Perhaps playing into the technical phenomenon of support, the uptrend from August through January, which peaked at $4.33 before the cratering began, started right about $1.50. What got the Montreal-based Aeroplan owner rolling on Monday is anyone’s guess, but the company added about $60 million to its market capitalization today to over $304 million by gaining 25.0%, or 40 cents, to close the day at $2.00.

Trading volume Monday was 4.2 million, compared to its 10-day average volume of 721,500 and 90-day volume of 1.1 million, according to Yahoo Finance.

The palindrome-named outfit hasn’t released news in over a month, last disclosing financial results for the quarter ended December 31, 2017 on Valentine’s Day.
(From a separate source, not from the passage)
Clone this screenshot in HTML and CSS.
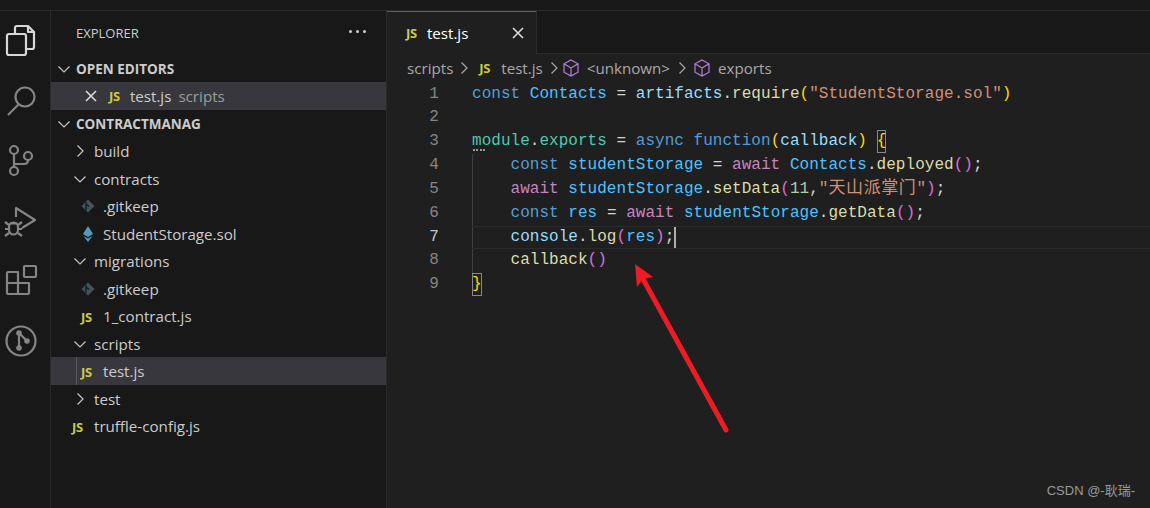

Total revenue for the quarter was $398.6 million, down from $440.1 million in the year prior quarter. Net loss swelled to $214.7 million from $57.2 million, although inflated by an impairment charge of $180.5 million related to the Nectar program.

In a day where the Dow Jones Industrial Average and TSX Composite shed triple digits, Aimia was one of the best performing stocks in Canada, trailing only companies like Klondex (TSX: KDX)(NYSE American: KLDX), who scored a gain of nearly 60% on an agreement to be acquired by Hecla Mining (NYSE: HL).

Sure can make one wonder what Tuesday will have in store.